▶ _GIVEN TASK_
Show all lines from the data that include the word "screenshot".

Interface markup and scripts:
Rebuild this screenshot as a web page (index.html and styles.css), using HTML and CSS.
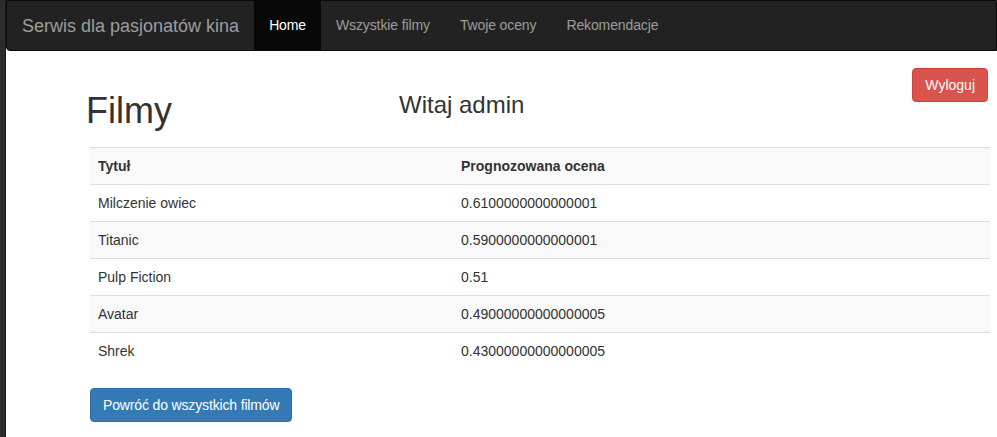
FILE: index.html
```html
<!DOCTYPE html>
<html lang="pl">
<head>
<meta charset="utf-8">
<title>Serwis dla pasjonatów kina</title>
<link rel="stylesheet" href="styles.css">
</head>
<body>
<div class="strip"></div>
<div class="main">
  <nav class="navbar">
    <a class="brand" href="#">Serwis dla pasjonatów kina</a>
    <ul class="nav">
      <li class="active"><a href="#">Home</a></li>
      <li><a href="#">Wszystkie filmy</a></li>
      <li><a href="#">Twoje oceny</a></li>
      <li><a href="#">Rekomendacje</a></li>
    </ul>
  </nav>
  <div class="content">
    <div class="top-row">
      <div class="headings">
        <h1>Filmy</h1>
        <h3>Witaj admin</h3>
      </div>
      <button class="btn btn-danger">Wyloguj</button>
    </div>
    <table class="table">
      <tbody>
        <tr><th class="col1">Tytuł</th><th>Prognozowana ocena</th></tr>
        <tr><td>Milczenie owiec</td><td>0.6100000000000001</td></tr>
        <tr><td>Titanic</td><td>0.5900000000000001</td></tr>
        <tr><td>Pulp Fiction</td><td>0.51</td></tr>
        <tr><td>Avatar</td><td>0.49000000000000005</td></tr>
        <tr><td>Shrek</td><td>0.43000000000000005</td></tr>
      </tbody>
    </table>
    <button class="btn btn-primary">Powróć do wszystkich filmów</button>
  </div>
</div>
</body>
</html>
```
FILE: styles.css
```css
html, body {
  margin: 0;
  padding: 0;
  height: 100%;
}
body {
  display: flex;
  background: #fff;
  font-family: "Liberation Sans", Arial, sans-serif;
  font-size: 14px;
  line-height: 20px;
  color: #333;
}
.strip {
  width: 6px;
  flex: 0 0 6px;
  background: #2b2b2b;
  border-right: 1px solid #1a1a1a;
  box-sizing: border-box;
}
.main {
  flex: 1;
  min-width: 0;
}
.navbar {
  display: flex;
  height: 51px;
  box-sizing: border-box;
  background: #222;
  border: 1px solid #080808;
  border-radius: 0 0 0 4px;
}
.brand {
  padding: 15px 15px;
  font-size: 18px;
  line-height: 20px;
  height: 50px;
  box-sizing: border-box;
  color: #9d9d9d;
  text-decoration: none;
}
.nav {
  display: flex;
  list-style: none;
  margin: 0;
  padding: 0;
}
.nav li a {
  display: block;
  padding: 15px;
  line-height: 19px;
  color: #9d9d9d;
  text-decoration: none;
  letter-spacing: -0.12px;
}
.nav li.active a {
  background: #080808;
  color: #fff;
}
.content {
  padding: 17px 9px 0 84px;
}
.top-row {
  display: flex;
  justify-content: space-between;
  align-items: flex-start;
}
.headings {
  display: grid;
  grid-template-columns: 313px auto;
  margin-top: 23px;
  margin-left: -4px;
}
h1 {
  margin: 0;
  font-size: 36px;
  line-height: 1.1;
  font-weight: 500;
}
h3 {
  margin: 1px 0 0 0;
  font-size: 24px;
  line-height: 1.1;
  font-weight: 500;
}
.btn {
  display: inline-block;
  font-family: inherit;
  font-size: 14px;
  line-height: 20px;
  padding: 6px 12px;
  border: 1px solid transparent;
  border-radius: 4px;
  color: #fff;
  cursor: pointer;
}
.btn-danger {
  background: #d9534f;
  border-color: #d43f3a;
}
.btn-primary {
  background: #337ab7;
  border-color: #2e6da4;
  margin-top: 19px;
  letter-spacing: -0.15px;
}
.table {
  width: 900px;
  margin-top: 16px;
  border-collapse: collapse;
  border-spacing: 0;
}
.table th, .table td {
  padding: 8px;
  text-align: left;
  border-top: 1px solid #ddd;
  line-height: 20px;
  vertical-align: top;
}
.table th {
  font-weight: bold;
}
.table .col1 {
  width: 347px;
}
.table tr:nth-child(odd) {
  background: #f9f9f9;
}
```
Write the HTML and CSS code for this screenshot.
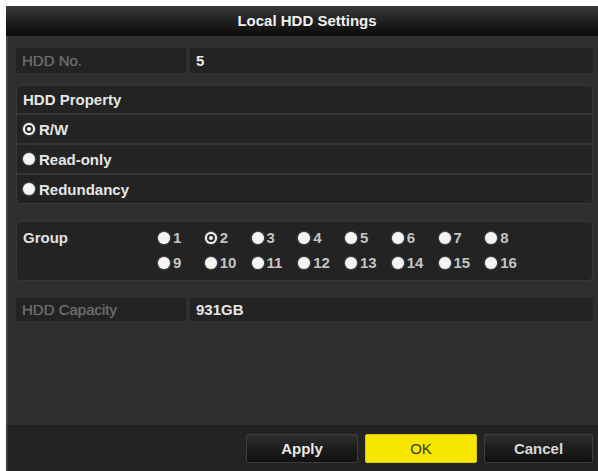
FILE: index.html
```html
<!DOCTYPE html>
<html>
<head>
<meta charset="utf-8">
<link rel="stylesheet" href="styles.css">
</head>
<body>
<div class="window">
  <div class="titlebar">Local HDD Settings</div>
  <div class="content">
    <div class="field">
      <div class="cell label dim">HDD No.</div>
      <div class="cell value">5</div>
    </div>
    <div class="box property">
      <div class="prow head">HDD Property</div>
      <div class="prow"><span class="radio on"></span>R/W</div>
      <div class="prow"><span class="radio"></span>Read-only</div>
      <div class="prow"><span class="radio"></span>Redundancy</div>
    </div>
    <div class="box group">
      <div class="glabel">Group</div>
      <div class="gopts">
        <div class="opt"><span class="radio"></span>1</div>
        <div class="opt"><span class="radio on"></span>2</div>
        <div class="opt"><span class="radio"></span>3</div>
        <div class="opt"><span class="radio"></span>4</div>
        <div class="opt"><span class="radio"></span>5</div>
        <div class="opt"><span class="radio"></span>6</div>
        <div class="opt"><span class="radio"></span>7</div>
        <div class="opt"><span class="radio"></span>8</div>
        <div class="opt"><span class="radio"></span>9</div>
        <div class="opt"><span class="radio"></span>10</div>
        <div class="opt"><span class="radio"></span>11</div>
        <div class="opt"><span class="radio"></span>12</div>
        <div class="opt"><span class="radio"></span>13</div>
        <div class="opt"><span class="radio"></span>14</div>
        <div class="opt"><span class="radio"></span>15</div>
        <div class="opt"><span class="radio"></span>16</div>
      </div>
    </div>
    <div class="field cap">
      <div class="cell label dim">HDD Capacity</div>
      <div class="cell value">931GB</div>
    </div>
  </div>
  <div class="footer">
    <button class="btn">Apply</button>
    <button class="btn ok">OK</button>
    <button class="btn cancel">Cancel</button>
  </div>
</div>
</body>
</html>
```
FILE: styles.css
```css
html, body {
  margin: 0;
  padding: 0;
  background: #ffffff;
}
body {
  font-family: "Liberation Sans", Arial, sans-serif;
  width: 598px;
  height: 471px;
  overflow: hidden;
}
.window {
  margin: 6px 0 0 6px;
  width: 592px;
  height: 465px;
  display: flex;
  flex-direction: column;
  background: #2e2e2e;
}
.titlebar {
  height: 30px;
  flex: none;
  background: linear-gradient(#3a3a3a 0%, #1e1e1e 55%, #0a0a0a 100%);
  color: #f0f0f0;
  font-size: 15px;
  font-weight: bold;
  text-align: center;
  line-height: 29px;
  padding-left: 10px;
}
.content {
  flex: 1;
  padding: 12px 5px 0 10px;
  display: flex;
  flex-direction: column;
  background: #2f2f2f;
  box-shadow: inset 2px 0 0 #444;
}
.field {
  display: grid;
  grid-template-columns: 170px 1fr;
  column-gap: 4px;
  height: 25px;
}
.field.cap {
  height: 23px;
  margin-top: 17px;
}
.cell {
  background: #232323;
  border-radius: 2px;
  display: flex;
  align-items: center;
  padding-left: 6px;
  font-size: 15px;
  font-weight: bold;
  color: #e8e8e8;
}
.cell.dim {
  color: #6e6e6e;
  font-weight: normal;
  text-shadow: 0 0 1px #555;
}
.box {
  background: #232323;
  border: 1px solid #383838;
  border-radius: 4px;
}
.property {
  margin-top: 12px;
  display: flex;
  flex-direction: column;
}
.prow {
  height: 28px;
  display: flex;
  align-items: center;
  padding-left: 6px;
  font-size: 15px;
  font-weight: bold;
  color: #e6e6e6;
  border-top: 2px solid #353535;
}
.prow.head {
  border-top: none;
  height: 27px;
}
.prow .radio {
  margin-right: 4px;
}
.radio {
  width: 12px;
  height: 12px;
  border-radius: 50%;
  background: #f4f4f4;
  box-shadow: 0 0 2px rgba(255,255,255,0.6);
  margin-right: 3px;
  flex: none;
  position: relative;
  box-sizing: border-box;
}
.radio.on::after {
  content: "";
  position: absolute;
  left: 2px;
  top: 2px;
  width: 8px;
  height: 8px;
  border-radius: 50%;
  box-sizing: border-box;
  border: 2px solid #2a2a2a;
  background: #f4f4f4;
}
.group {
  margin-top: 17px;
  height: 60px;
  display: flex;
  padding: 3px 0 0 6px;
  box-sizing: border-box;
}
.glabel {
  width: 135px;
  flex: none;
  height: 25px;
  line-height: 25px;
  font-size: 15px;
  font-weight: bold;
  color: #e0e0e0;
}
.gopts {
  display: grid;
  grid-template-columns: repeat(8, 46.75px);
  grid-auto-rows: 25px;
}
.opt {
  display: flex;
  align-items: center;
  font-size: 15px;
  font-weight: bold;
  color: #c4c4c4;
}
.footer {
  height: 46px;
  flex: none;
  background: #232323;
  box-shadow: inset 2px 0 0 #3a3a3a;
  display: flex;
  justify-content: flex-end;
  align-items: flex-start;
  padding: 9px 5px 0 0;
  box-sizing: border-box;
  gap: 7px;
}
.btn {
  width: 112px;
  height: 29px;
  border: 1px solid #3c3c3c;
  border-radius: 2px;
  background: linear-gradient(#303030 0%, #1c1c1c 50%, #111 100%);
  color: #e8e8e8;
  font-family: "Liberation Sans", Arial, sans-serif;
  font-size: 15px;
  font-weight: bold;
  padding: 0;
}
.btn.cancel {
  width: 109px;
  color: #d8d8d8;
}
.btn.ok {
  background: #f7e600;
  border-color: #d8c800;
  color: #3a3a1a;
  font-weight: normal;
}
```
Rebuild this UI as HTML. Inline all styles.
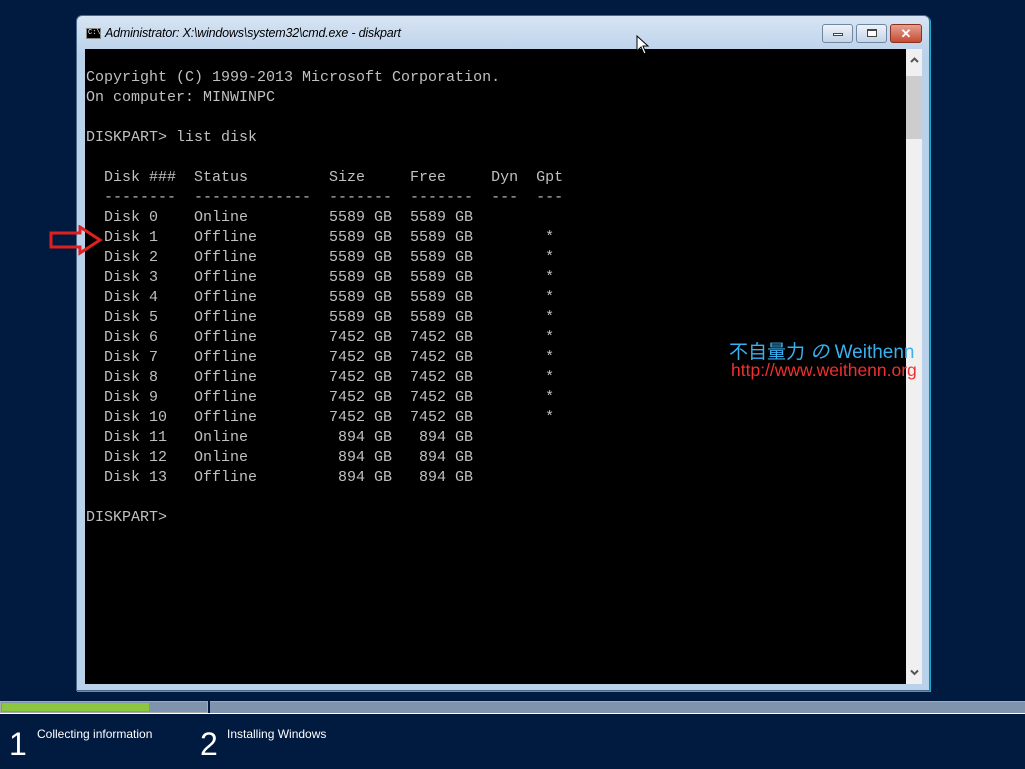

▶ _EXPECTED OUTPUT_
Rebuild this screenshot as a web page (index.html and styles.css), using HTML and CSS.
Write the HTML and CSS code for this screenshot.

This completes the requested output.